Buckingham Palace – Visiting the Queen?
The first time I saw Buckingham Palace I was thirteen and very disappointed. Having been raised on a steady diet of Walt Disney imaginings, I expected a palace to look like this.
Having matured (well at least aged), I’ve come to realize that real life palaces have their limitations, but also their strengths – for one thing, they are in fact, real. On a recent visit to London with my daughter Lenore we were fortunate enough to rent an apartment on Buckingham Palace Road and spend a few days in the Buckingham Palace area. It gave me a newfound appreciation of the palace and especially St. James Park, the oldest royal park in London, as we walked through it several times during our stay.
This is the apartment building which was directly across from the Royal Mews, which is a fancy name for the stables. That’s the official Buckingham Palace gift store on the left hand side.
The entrance to the Mews has this pediment of Hercules subduing a couple of savage looking horses.
From our apartment door it was only a short walk to Spur Road and the Victoria Memorial from where there is the best view of Buckingham Palace. The place has gone through numerous architectural changes over the centuries but what you see today has essentially been the principal British royal residence since Queen Victoria’s time. While it might not be as grand and ostentatious as Versailles or the Belvedere, it has clean symmetric lines and exudes strength. You can imagine that Queen Victoria reigned over the largest empire in world history from this very building.
Speaking of Queen Victoria, here is her memorial, which somewhat surprisingly, was not erected until well after her death. I guess that’s why it’s a memorial and not a monument.
It was a beautiful Sunday morning when we approached the front gate and I was able to get a nice picture of Lenore about to drop in for a visit with the Queen at Buckingham Palace.
Of course, unless you are one of the 50,000 or so invited guests every year, you can’t just drop in, although I was impressed by the fact that you could just waltz up to the front gate without any evident signs of excessive security; contrast that to the White House. Lenore didn’t get to see the Queen today, but in a somewhat ironic twist, a couple of hours later we were on a tour bus that got stuck in a traffic jam caused by the fact that the Queen was attending church nearby.
St. James Park
From the Victoria Memorial you can enter St. James Park, which we did. In Home Thoughts from Abroad Robert Browning penned the famous line, “OH, to be in England now that April’s there” and although this was February and not April, you wouldn’t know it as the park was carpeted in flowers. I’ve been to England enough to know that the daffodils and primroses that were out in February were at least a good month ahead of schedule. Chatting with some of the passersby, most of whom where walking dogs, we learned that London had not really experienced any true winter weather this year (2015-16). Despite the fact that this was undoubtedly a sign of global warming, nobody was complaining this glorious morning. Here’s one of my favourite views of Buckingham Palace from the bridge over the pond in St. James Park.
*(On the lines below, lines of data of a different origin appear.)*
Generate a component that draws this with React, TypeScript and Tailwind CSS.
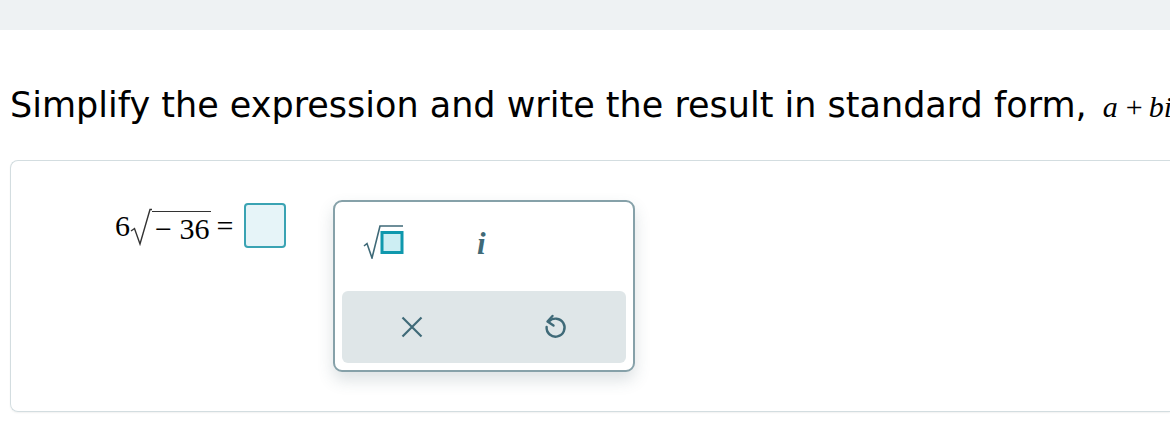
import { useState } from 'react';

const serif = { fontFamily: '"Liberation Serif", "Times New Roman", serif' };

const Radical = ({ className }: { className?: string }) => (
  <svg viewBox="0 0 22 38" className={className} fill="none">
    <path d="M1 23 L4.5 20.5 L10 36 L20 1.5 L22 1.5" stroke="currentColor" strokeWidth="1.4" strokeLinejoin="miter" />
  </svg>
);

const Palette = () => (
  <div className="absolute left-[322px] top-[39px] w-[302px] h-[172px] rounded-[9px] border-2 border-[#86a1a9] bg-white shadow-[0_8px_16px_rgba(60,90,100,0.18)] px-[7px] pt-[23px]">
    <div className="flex items-start h-[66px]">
      <button className="ml-[21px] flex items-start text-[#3f6a78]">
        <svg width="42" height="34" viewBox="0 0 42 34" fill="none">
          <path d="M1 21 L4 18.5 L9 33 L17 1 L40 1" stroke="#3f6a78" strokeWidth="1.6" />
          <rect x="19" y="7.5" width="20" height="20" fill="#cdeef3" stroke="#0f98ad" strokeWidth="3" />
        </svg>
      </button>
      <span
        className="ml-[72px] mt-[3px] text-[31px] leading-none font-bold italic text-[#3f6a78]"
        style={serif}
      >
        i
      </span>
    </div>
    <div className="h-[72px] rounded-[6px] bg-[#dfe6e8] flex items-center">
      <button className="ml-[59px]">
        <svg width="22" height="22" viewBox="0 0 22 22" fill="none">
          <path d="M1.5 1.5 L20.5 20.5 M20.5 1.5 L1.5 20.5" stroke="#3f6a78" strokeWidth="2.2" />
        </svg>
      </button>
      <button className="ml-[120px] mt-[1px]">
        <svg width="24" height="28" viewBox="0 0 24 28" fill="none">
          <path
            d="M6 7.5 A9 9 0 1 1 3.6 13"
            stroke="#3f6a78"
            strokeWidth="2.4"
            strokeLinecap="round"
          />
          <path d="M9.5 2 L4.5 7.5 L10.5 11.5" stroke="#3f6a78" strokeWidth="2.4" strokeLinecap="round" strokeLinejoin="round" />
        </svg>
      </button>
    </div>
  </div>
);

export default function App() {
  const [answer] = useState('');

  return (
    <div className="w-[1170px] h-[448px] bg-white overflow-hidden" style={{ fontFamily: '"DejaVu Sans", Verdana, sans-serif' }}>
      <div className="h-[30px] bg-[#eef2f3]" />

      <div className="pl-[10px] pt-[54px] whitespace-nowrap text-[35px] leading-[42px] text-black">
        Simplify the expression and write the result in standard form,{' '}
        <span className="ml-[5px] italic text-[30px]" style={serif}>
          a<span className="not-italic ml-[8px] mr-[6px]">+</span>b<span>i</span>
        </span>
      </div>

      <div className="relative ml-[10px] mt-[32px] h-[252px] rounded-l-[8px] border border-r-0 border-[#d3dde0] shadow-[0_1px_2px_rgba(0,0,0,0.06)]">
        <div className="flex items-center pl-[104px] pt-[42px]" style={serif}>
          <span className="text-[30px] leading-none text-black">6</span>
          <span className="flex items-end">
            <Radical className="w-[22px] h-[38px] text-[#333] mt-[2px]" />
            <span className="border-t-[1.5px] border-[#333] mt-[1px] pl-[3px] pr-[2px] text-[30px] leading-[34px] text-black">
              −&nbsp;36
            </span>
          </span>
          <span className="ml-[5px] text-[30px] leading-none text-black">=</span>
          <span className="ml-[11px] w-[42px] h-[45px] rounded-[4px] border-2 border-[#3aa3b3] bg-[#e6f4f8]">{answer}</span>
        </div>

        <Palette />
      </div>
    </div>
  );
}
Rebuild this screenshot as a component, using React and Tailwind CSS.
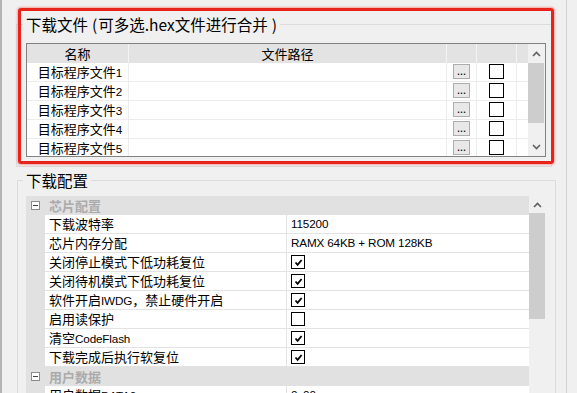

Speaking of daffodils, my all time favourite Wordsworth poem is I Wandered Lonely as a Cloud with one of the best opening verses in all poesy,
I wandered lonely as a cloud
That floats on high o’er vales and hills,
When all at once I saw a crowd, A host, of golden daffodils;
Beside the lake, beneath the trees, Fluttering and dancing in the breeze.
Here we were, beside a lake, beneath the trees and this is what we saw, fluttering and dancing in the breeze. Oscar Wilde would have approved of this example of life imitating art.
The primroses and English daisies were pretty spectacular as well – I mean this is February!
At the far end of St. James Park you’ll likely find four of the park’s most famous residents – these Great White Pelicans.
The pelicans are not native to London and are apparently descendants of the first pelicans which were a gift from the Russians in 1664. They were certainly not camera shy and quite gregarious. I knew that the Tower of London had its ravens, but not that St. James Park had its pelicans.
Just by coincidence, a month earlier and thousands of miles away I had come upon a huge flock of white pelicans on Indian Key in the everglades.
At the far end of St. James Park you come to the Horse Guards Parade complex which includes Old Admiralty House past which the Horse Guards parade in one of the most colourful of British military pageants. It serves no useful purpose other than to carry on a tradition that most everyone enjoys.
There are those who would abolish the monarchy and do away with these, to them, fusty traditions and use the money saved to help the poor. Only problem is that Britain makes more money from the tourism dollars generated by the Royal family and these type of antiquated ceremonies than it costs to support them. Besides, wasn’t it Jesus who said, “The poor will always be with you” and who am I to gainsay that? Doing away with the traditions will just mean we don’t have the traditions anymore and the comfort they give to a lot of people. It wouldn’t make things a whit better and probably, losing these links to the past, would make things worse.
So that’s it from Buckingham Palace. Cheerio, it’s time for tea!